● Listed entries
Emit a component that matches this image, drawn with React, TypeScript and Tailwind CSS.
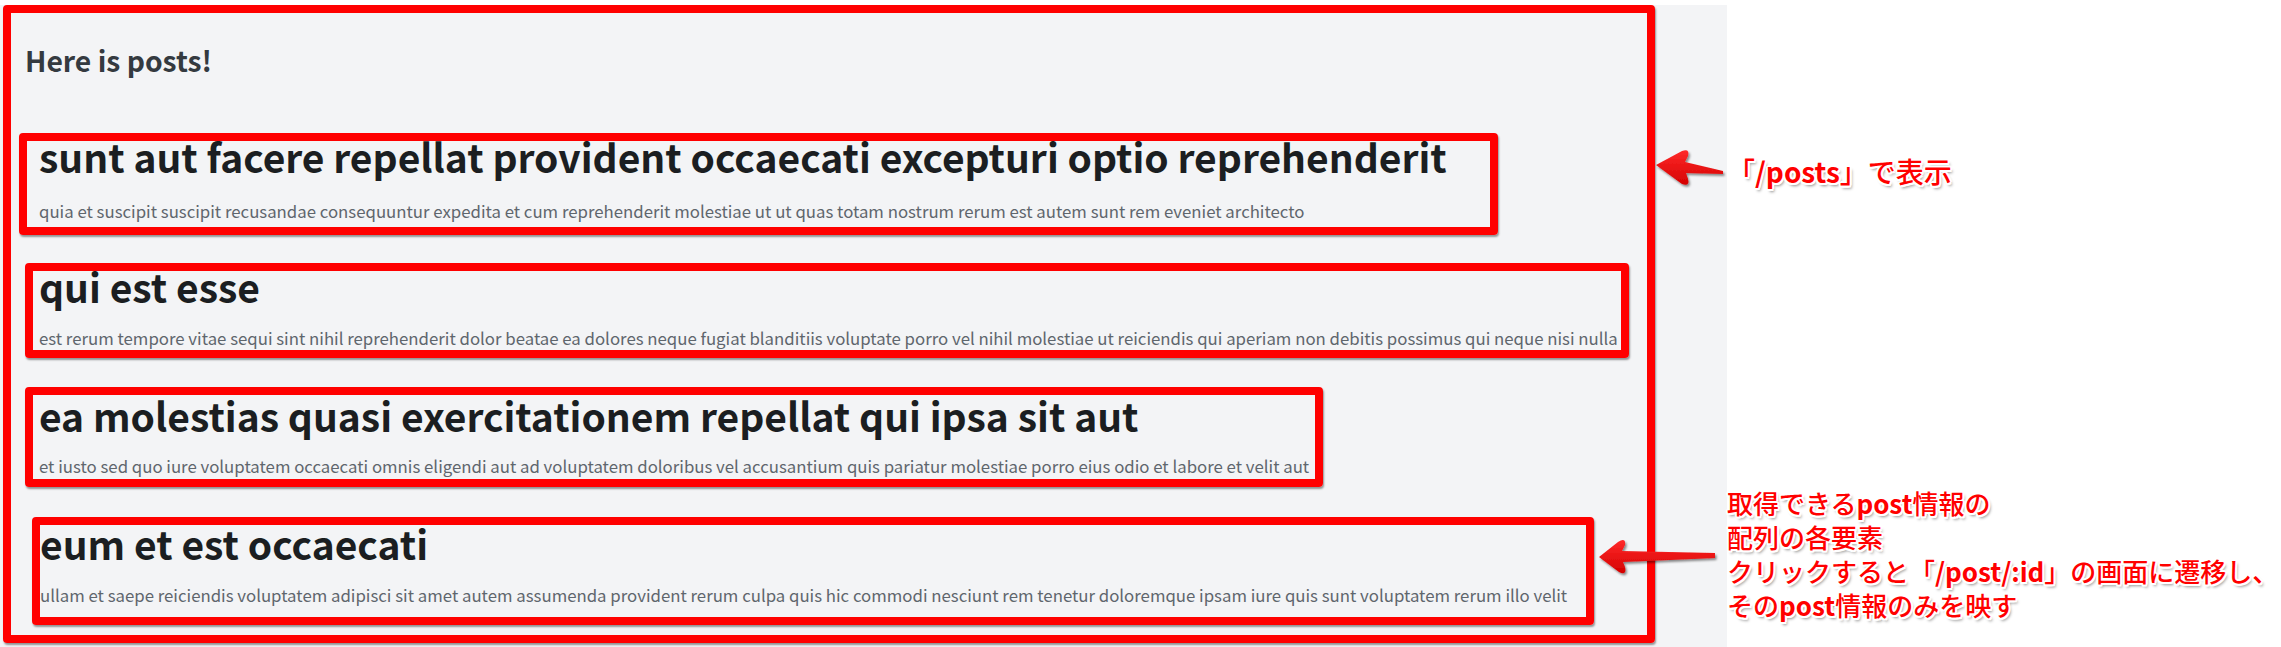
const posts = [
  {
    title: 'sunt aut facere repellat provident occaecati excepturi optio reprehenderit',
    body: 'quia et suscipit suscipit recusandae consequuntur expedita et cum reprehenderit molestiae ut ut quas totam nostrum rerum est autem sunt rem eveniet architecto',
    box: 'mt-0 ml-[8px] w-[1479px] h-[102px] pl-[12px]',
    titlePad: 'pt-0',
    gap: 'mt-[29px]',
  },
  {
    title: 'qui est esse',
    body: 'est rerum tempore vitae sequi sint nihil reprehenderit dolor beatae ea dolores neque fugiat blanditiis voluptate porro vel nihil molestiae ut reiciendis qui aperiam non debitis possimus qui neque nisi nulla',
    box: 'mt-[28px] ml-[14px] w-[1604px] h-[95px] pl-[6px]',
    titlePad: 'pt-0',
    gap: 'mt-[26px]',
  },
  {
    title: 'ea molestias quasi exercitationem repellat qui ipsa sit aut',
    body: 'et iusto sed quo iure voluptatem occaecati omnis eligendi aut ad voluptatem doloribus vel accusantium quis pariatur molestiae porro eius odio et labore et velit aut',
    box: 'mt-[29px] ml-[14px] w-[1298px] h-[100px] pl-[6px]',
    titlePad: 'pt-[5px]',
    gap: 'mt-[25px]',
  },
  {
    title: 'eum et est occaecati',
    body: 'ullam et saepe reiciendis voluptatem adipisci sit amet autem assumenda provident rerum culpa quis hic commodi nesciunt rem tenetur doloremque ipsam iure quis sunt voluptatem rerum illo velit',
    box: 'mt-[30px] ml-[21px] w-[1562px] h-[108px] pl-0',
    titlePad: 'pt-[3px]',
    gap: 'mt-[26px]',
  },
]

const outline =
  '[text-shadow:2px_0_0_#fff,-2px_0_0_#fff,0_2px_0_#fff,0_-2px_0_#fff,1.5px_1.5px_0_#fff,-1.5px_-1.5px_0_#fff,1.5px_-1.5px_0_#fff,-1.5px_1.5px_0_#fff,2px_3px_3px_rgba(0,0,0,0.45)]'

function PostCard({ post }: { post: (typeof posts)[number] }) {
  return (
    <div
      className={`${post.box} border-8 border-[#ff0000] rounded-[4px] shadow-[1px_2px_2px_rgba(0,0,0,0.4)] overflow-visible`}
    >
      <h1 className={`${post.titlePad} text-[39px] leading-[30px] font-bold text-[#1b1e21] whitespace-nowrap`}>
        {post.title}
      </h1>
      <p className={`${post.gap} text-[16.8px] leading-[22px] text-[#5f666d] whitespace-nowrap`}>{post.body}</p>
    </div>
  )
}

function Arrows() {
  return (
    <svg className="absolute inset-0 pointer-events-none" width="2281" height="647" viewBox="0 0 2281 647">
      <defs>
        <linearGradient id="arrowRed" x1="0" y1="0" x2="0" y2="1">
          <stop offset="0" stopColor="#ff2a2a" />
          <stop offset="1" stopColor="#d40000" />
        </linearGradient>
        <filter id="arrowShadow" x="-20%" y="-40%" width="140%" height="180%">
          <feDropShadow dx="1.5" dy="2" stdDeviation="1.2" floodColor="#000" floodOpacity="0.45" />
        </filter>
      </defs>
      <path
        d="M1656,165 L1682,151 Q1690,148 1688,156 L1685,162 L1723,171 L1723,174 L1686,173 L1688,179 Q1690,187 1682,184 Z"
        fill="url(#arrowRed)"
        filter="url(#arrowShadow)"
      />
      <path
        d="M1599,557 L1618,542 Q1626,537 1625,545 L1622,551 L1715,553 L1715,558 L1623,562 L1625,567 Q1627,576 1619,572 Z"
        fill="url(#arrowRed)"
        filter="url(#arrowShadow)"
      />
    </svg>
  )
}

export default function App() {
  return (
    <div className="relative flex w-[2281px] h-[647px] overflow-hidden bg-white font-['Noto_Sans_CJK_JP',sans-serif]">
      {/* page screenshot */}
      <div className="mt-[5px] w-[1727px] h-[642px] shrink-0 bg-[#f3f4f6]">
        <div className="ml-[3px] w-[1652px] h-[638px] border-8 border-[#ff0000] rounded-[4px] shadow-[1px_2px_2px_rgba(0,0,0,0.4)]">
          <div className="h-[120px] pt-[31px] pl-[14px]">
            <h2 className="text-[28.3px] leading-[31px] font-bold text-[#343a40]">Here is posts!</h2>
          </div>
          {posts.map((post) => (
            <PostCard key={post.title} post={post} />
          ))}
        </div>
      </div>

      {/* annotations */}
      <div className="flex flex-col text-[#ff0000]">
        <p className={`mt-[154px] text-[28px] leading-[34px] font-medium whitespace-nowrap ${outline}`}>
          「<span className="font-bold">/posts</span>」で表示
        </p>
        <p className={`mt-[298px] text-[26px] leading-[34px] font-medium whitespace-nowrap ${outline}`}>
          取得できる<span className="font-bold">post</span>情報の
          <br />
          配列の各要素
          <br />
          クリックすると「<span className="font-bold">/post/:id</span>」の画面に遷移し、
          <br />
          その<span className="font-bold">post</span>情報のみを映す
        </p>
      </div>

      <Arrows />
    </div>
  )
}
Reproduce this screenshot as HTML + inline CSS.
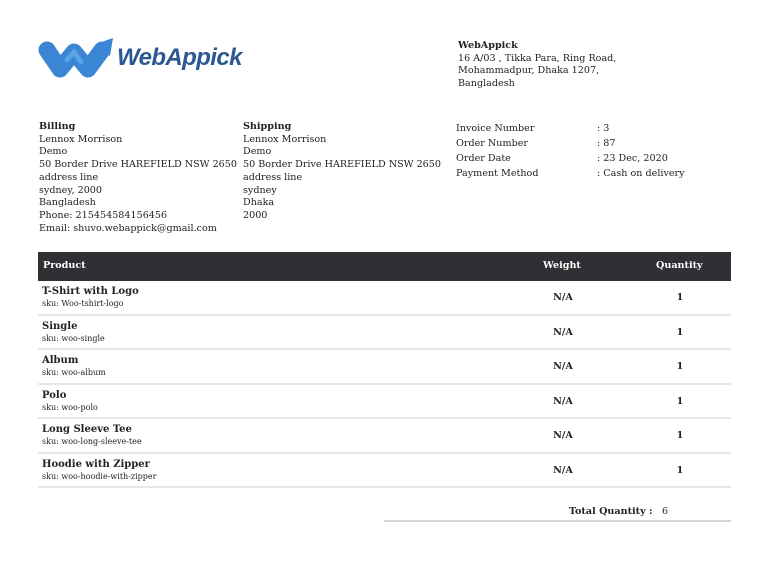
<!DOCTYPE html>
<html><head><meta charset="utf-8"><style>
*{margin:0;padding:0;box-sizing:border-box}
body{width:768px;height:568px;background:#fff;position:relative;font-family:"DejaVu Serif","Liberation Serif",serif;font-size:9.6px;color:#222;overflow:hidden}
.a{position:absolute;white-space:nowrap}
.lh{line-height:12.7px}
b{font-weight:bold}
.hdr{position:absolute;left:38px;top:252px;width:693px;height:29px;background:#2f3033;color:#fff;font-weight:bold}
.row{position:absolute;left:38px;width:693px;height:34.5px;border-bottom:2px solid #e6e6e6}
.row .n{position:absolute;left:4px;top:5px;font-weight:bold;font-size:10px}
.row .s{position:absolute;left:4px;top:18px;font-size:8px}
.row .w{position:absolute;left:505px;width:40px;text-align:center;top:11px;font-weight:bold}
.row .q{position:absolute;left:622px;width:40px;text-align:center;top:11px;font-weight:bold}
</style></head><body>
<svg class="a" style="left:36px;top:36px" width="80" height="44" viewBox="0 0 80 44">
<path d="M11 14 L24 33 L38 16 L52 33 L66 14" fill="none" stroke="#3a86d4" stroke-width="17" stroke-linecap="round" stroke-linejoin="round"/>
<path d="M60 8 L77 2 L74 20 Z" fill="#3a86d4"/>
<path d="M31 24 L38 16 L45 26" fill="none" stroke="#59a4e6" stroke-width="5" stroke-linecap="round"/>
</svg>
<div class="a" style="left:117px;top:44px;font-family:'Liberation Sans',sans-serif;font-weight:bold;font-style:italic;font-size:24px;color:#2b5893;letter-spacing:-0.6px">WebAppick</div>

<div class="a lh" style="left:458px;top:40px"><b>WebAppick</b><br>16 A/03 , Tikka Para, Ring Road,<br>Mohammadpur, Dhaka 1207,<br>Bangladesh</div>

<div class="a lh" style="left:39px;top:121px"><b>Billing</b><br>Lennox Morrison<br>Demo<br>50 Border Drive HAREFIELD NSW 2650<br>address line<br>sydney, 2000<br>Bangladesh<br>Phone: 215454584156456<br>Email: shuvo.webappick@gmail.com</div>
<div class="a lh" style="left:243px;top:121px"><b>Shipping</b><br>Lennox Morrison<br>Demo<br>50 Border Drive HAREFIELD NSW 2650<br>address line<br>sydney<br>Dhaka<br>2000</div>

<div class="a" style="left:456px;top:121px;line-height:15px">Invoice Number<br>Order Number<br>Order Date<br>Payment Method</div>
<div class="a" style="left:597px;top:121px;line-height:15px">: 3<br>: 87<br>: 23 Dec, 2020<br>: Cash on delivery</div>

<div class="hdr"><span class="a" style="left:5px;top:8px">Product</span><span class="a" style="left:505px;top:8px">Weight</span><span class="a" style="left:618px;top:8px">Quantity</span></div>

<div class="row" style="top:281px"><div class="n">T-Shirt with Logo</div><div class="s">sku: Woo-tshirt-logo</div><div class="w">N/A</div><div class="q">1</div></div>
<div class="row" style="top:315.5px"><div class="n">Single</div><div class="s">sku: woo-single</div><div class="w">N/A</div><div class="q">1</div></div>
<div class="row" style="top:350px"><div class="n">Album</div><div class="s">sku: woo-album</div><div class="w">N/A</div><div class="q">1</div></div>
<div class="row" style="top:384.5px"><div class="n">Polo</div><div class="s">sku: woo-polo</div><div class="w">N/A</div><div class="q">1</div></div>
<div class="row" style="top:419px"><div class="n">Long Sleeve Tee</div><div class="s">sku: woo-long-sleeve-tee</div><div class="w">N/A</div><div class="q">1</div></div>
<div class="row" style="top:453.5px"><div class="n">Hoodie with Zipper</div><div class="s">sku: woo-hoodie-with-zipper</div><div class="w">N/A</div><div class="q">1</div></div>

<div class="a" style="left:569px;top:506px;font-weight:bold">Total Quantity :</div>
<div class="a" style="left:662px;top:506px">6</div>
<div class="a" style="left:384px;top:520px;width:347px;height:2px;background:#d8d8d8"></div>
</body></html>
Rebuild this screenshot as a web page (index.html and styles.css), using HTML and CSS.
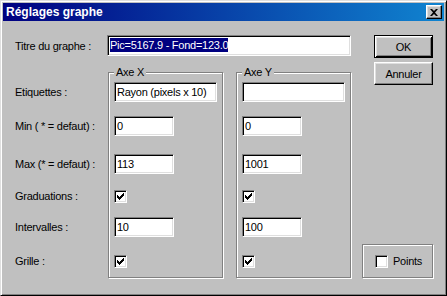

● Stated goal
The first line to copy holds "Reproduce this screenshot", and the last holds "Road,<br>Mohammadpur, Dhaka 1207,<br>Bangladesh</div>". Copy them and the lines between exactly, leaving out pictures.

● The solution
Reproduce this screenshot as HTML + inline CSS.
<!DOCTYPE html>
<html><head><meta charset="utf-8"><style>
*{margin:0;padding:0;box-sizing:border-box}
body{width:768px;height:568px;background:#fff;position:relative;font-family:"DejaVu Serif","Liberation Serif",serif;font-size:9.6px;color:#222;overflow:hidden}
.a{position:absolute;white-space:nowrap}
.lh{line-height:12.7px}
b{font-weight:bold}
.hdr{position:absolute;left:38px;top:252px;width:693px;height:29px;background:#2f3033;color:#fff;font-weight:bold}
.row{position:absolute;left:38px;width:693px;height:34.5px;border-bottom:2px solid #e6e6e6}
.row .n{position:absolute;left:4px;top:5px;font-weight:bold;font-size:10px}
.row .s{position:absolute;left:4px;top:18px;font-size:8px}
.row .w{position:absolute;left:505px;width:40px;text-align:center;top:11px;font-weight:bold}
.row .q{position:absolute;left:622px;width:40px;text-align:center;top:11px;font-weight:bold}
</style></head><body>
<svg class="a" style="left:36px;top:36px" width="80" height="44" viewBox="0 0 80 44">
<path d="M11 14 L24 33 L38 16 L52 33 L66 14" fill="none" stroke="#3a86d4" stroke-width="17" stroke-linecap="round" stroke-linejoin="round"/>
<path d="M60 8 L77 2 L74 20 Z" fill="#3a86d4"/>
<path d="M31 24 L38 16 L45 26" fill="none" stroke="#59a4e6" stroke-width="5" stroke-linecap="round"/>
</svg>
<div class="a" style="left:117px;top:44px;font-family:'Liberation Sans',sans-serif;font-weight:bold;font-style:italic;font-size:24px;color:#2b5893;letter-spacing:-0.6px">WebAppick</div>

<div class="a lh" style="left:458px;top:40px"><b>WebAppick</b><br>16 A/03 , Tikka Para, Ring Road,<br>Mohammadpur, Dhaka 1207,<br>Bangladesh</div>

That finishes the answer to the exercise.